Na minha opinião Bolívar Lamounier torna-se cruelmente injusto quando põe num mesmo saco a corrupção no governo Collor e a do valerioduto. Aqui, para usar seus próprios argumentos, Bolívar não dá luzes ao leitor que o lê. Lamounier evita a essência do debate. ‘Eu não vou entrar no mérito do que é mais grave, se é roubar para fins privados ou roubar para um partido’. Ora, professor, sem de maneira alguma aceitar ilícitos com o dinheiro do contribuinte, mas roubar por uma causa que tem em mente a coletividade, mesmo que distorcida, é de outro naipe. É menos vil do que roubar e embolsar. No primeiro caso há um erro ideológico requerendo censura, no segundo um gozo, um vício.
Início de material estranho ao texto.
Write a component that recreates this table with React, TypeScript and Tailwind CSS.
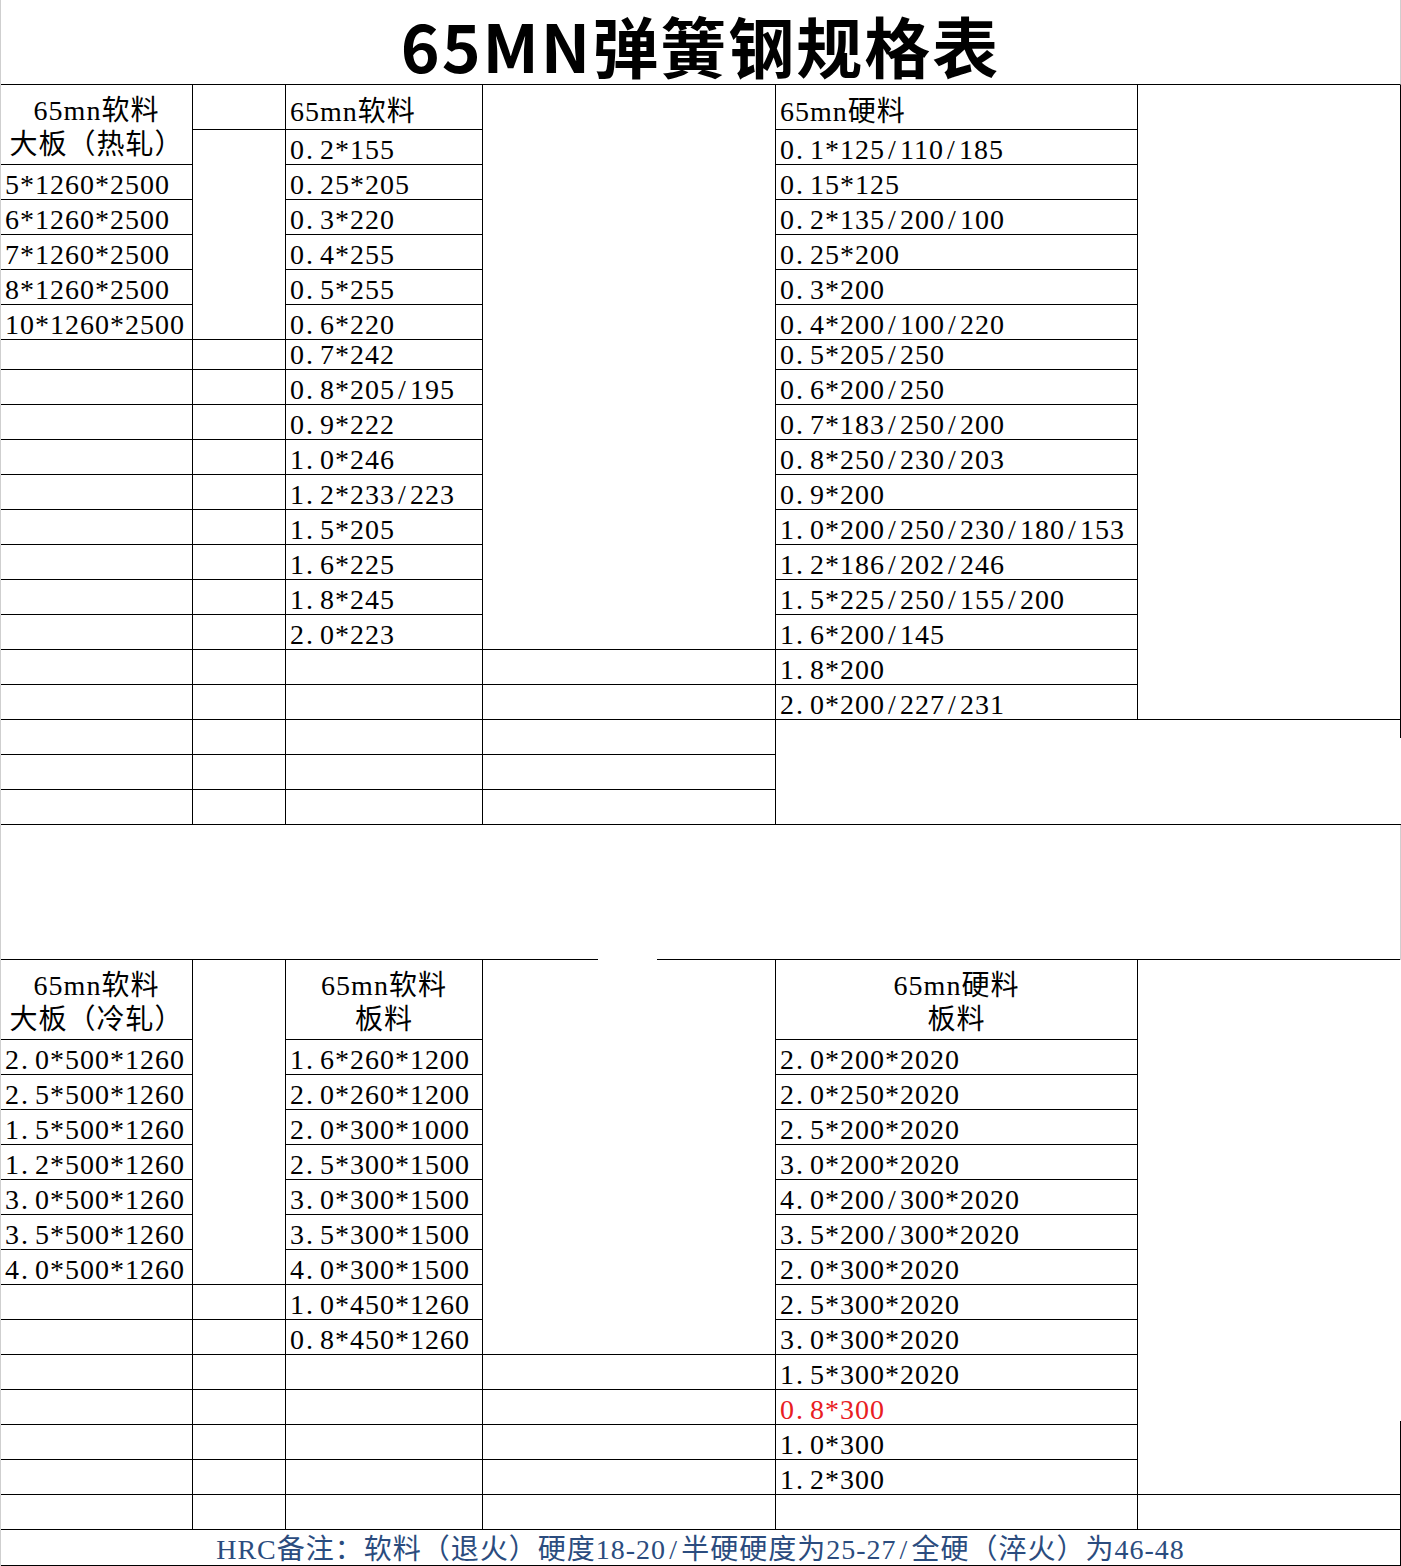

O cientista-político tucano não é isento ao comparar Lula e FHC. Ele emprega o quesito bom gênio presidencial funcionando como integrador das equipes de governo. No começo do parágrafo até parecia a caminho um gesto elegante, fair-play: ‘Como Fernando Henrique [Lula] é um facilitador de relacionamentos’. Mas ao arremate vem a restrição relativamente a Lula: ‘De um presidente, espera-se que imprima uma orientação ao governo’. Ora, um chefe de Estado petista capaz de garantir autonomia administrativa ao ministro Palocci faz o que senão lavrar orientação a sua gestão?!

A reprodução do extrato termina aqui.